Gazete Emek- Haksızda sayılmam özgürlüğüm doğmuştu bana. Baharda çiçeğin kokusunu börtü böceğin sesini, bir fidanın toprağın karnında kımıldanışı görebilecektim. Artık çiçekler avlumuzda kopartılamayacaktı. Üzerleri postalla ezilemeyecekti. Bu acıya şahit olmayacaktım. Ama ben bu gerçeği defalarca rüyamda yaşamıştım. Aynı adımları dilde dönen anahtar sesini, evrak işlemleri, yerde sürünen çöp poşetine doluşturulmuş elbiselerim eşyalarım, hepsini yaşamıştım düşümde. Dışarı çıkmıştım. Ama nedense sanki birazdan birisi’’Rojbaş’’ diyecekti. Ve ben yine lanet edecektim demire pasa sayım alan gardiyanlara. Volta yine mahzun yine sessiz geçecekti. Kapıdan uzaklaştım on adım, on beş yirmi otuz. Hayır uyanmıyorum. Hayır! Kimse ‘’Rojbaş’’ demiyor. Hayır kahvaltı için çayı koymam sofrayı hazırlamam gerekmiyor. On iki adım sonra diğer uca yürümek için dönmüyorum. Aman Tanrım gökyüzü neden geniş ve uçsuz bucaksızmış. Oysa ben onları sadece roman ve şiirlerde duyar olmuş gözümde canlandırmıştım.

Dizlerim titriyor gözlerim kamaşıyor güneşten.
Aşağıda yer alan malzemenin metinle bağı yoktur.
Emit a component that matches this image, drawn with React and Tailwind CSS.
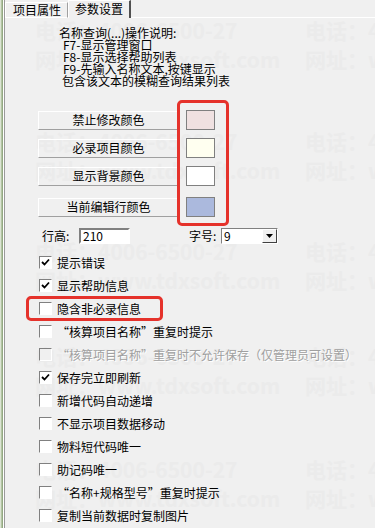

Dilim ve damağım kurumuş heyecandan. Bir el kendiliğinden çözüyor gözlerimin düğümünü. Yılların hasreti, acısı gözlerimi de alıp gidiyor geçmişe; baskınlar açlık grevleri, polis sorgusu, gözaltı, radyodaki bir şarkıya bölünen yürek, bekleyen yoldaşlar. Geceyi ve gündüzü inlettiğimiz sloganlar kulağımda. Peki şimdi bıraktığım şehir aynı şehir mi? Ailem dostlarım aynı dostlarım mı? Sevdiğim kadın sahi ona ne olmuştu? Bir şehri terk ediyorum ömrümün yarısını bırakarak.
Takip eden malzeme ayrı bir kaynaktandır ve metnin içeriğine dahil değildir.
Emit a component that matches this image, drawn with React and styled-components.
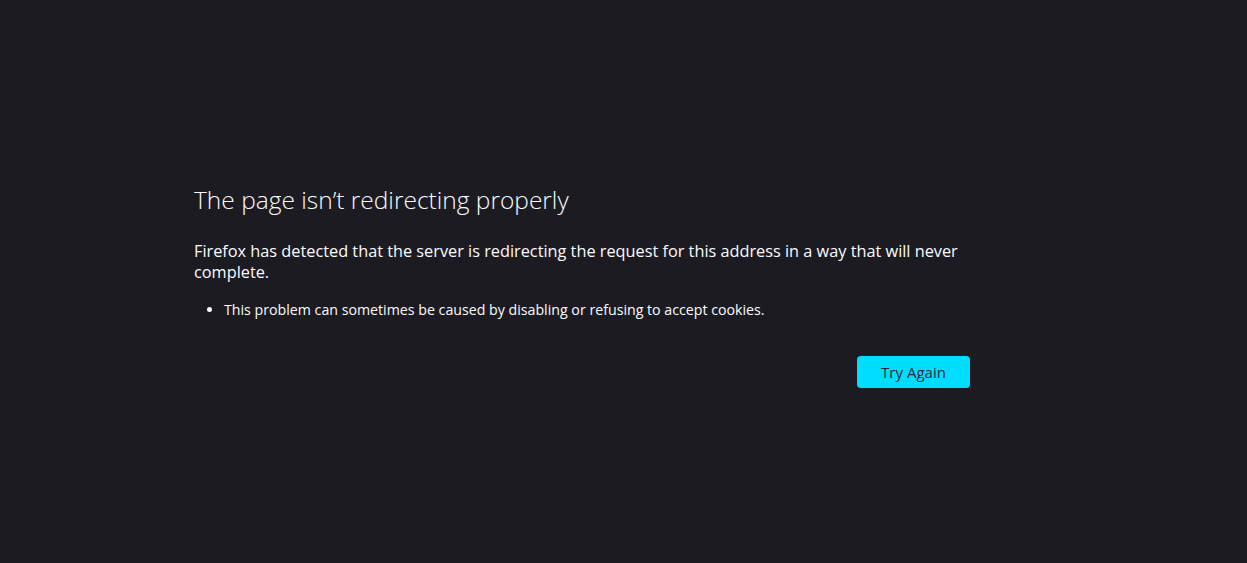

Terminaldeyim. Otobüs hareket etmiş bir otuz kilometrede yol almıştı. Ve ben hala uyanmamıştım. Bir yolcudan telefonunu istiyorum. Abimi arıyorum ‘’Abi benim Uğur, gözümüz aydın tahliye oldum.’’ "Hangi Uğur?" diyor. ‘’Kardeşin Uğur, iki gözün’’ diyorum. Susuyor yutkunuyor. Şaka yapma oğlum diyor. ‘’Şaka yapma’’ biliyorum ikimizin de telefonu ıslanıyor. Çünkü ikimizde susmuşuz. Derin bir nefes alıyor Ahmed Arif'in cigarasından kendisini öldüresiye.

Pencereden dışarıyı süzüyorum ‘Ağla gözlerim, ağla’’ diye mırıldanıyorum. Gecenin karanlığında evime varıyorum. Annem altı saattir haberimi aldığından beri merdivenlerin başında oturmuş eve girmemiş beni bekliyor. Ailem sevdiklerim karşımda. Yeğenlerim büyümüş kocaman olgun insanlar olmuş. Dostlarım kendi arabalarıyla gelmiş. Oysa ben gittiğimde ehliyete reşit bile değildik. O el yine çözüyor gözlerimizin düğümünü. Yüzlerimiz ıslanıyor omuzlarımız sarsılıyor. Ve ben hala uyanmıyorum. Kimse ‘’ROJBAŞ’’ demiyor.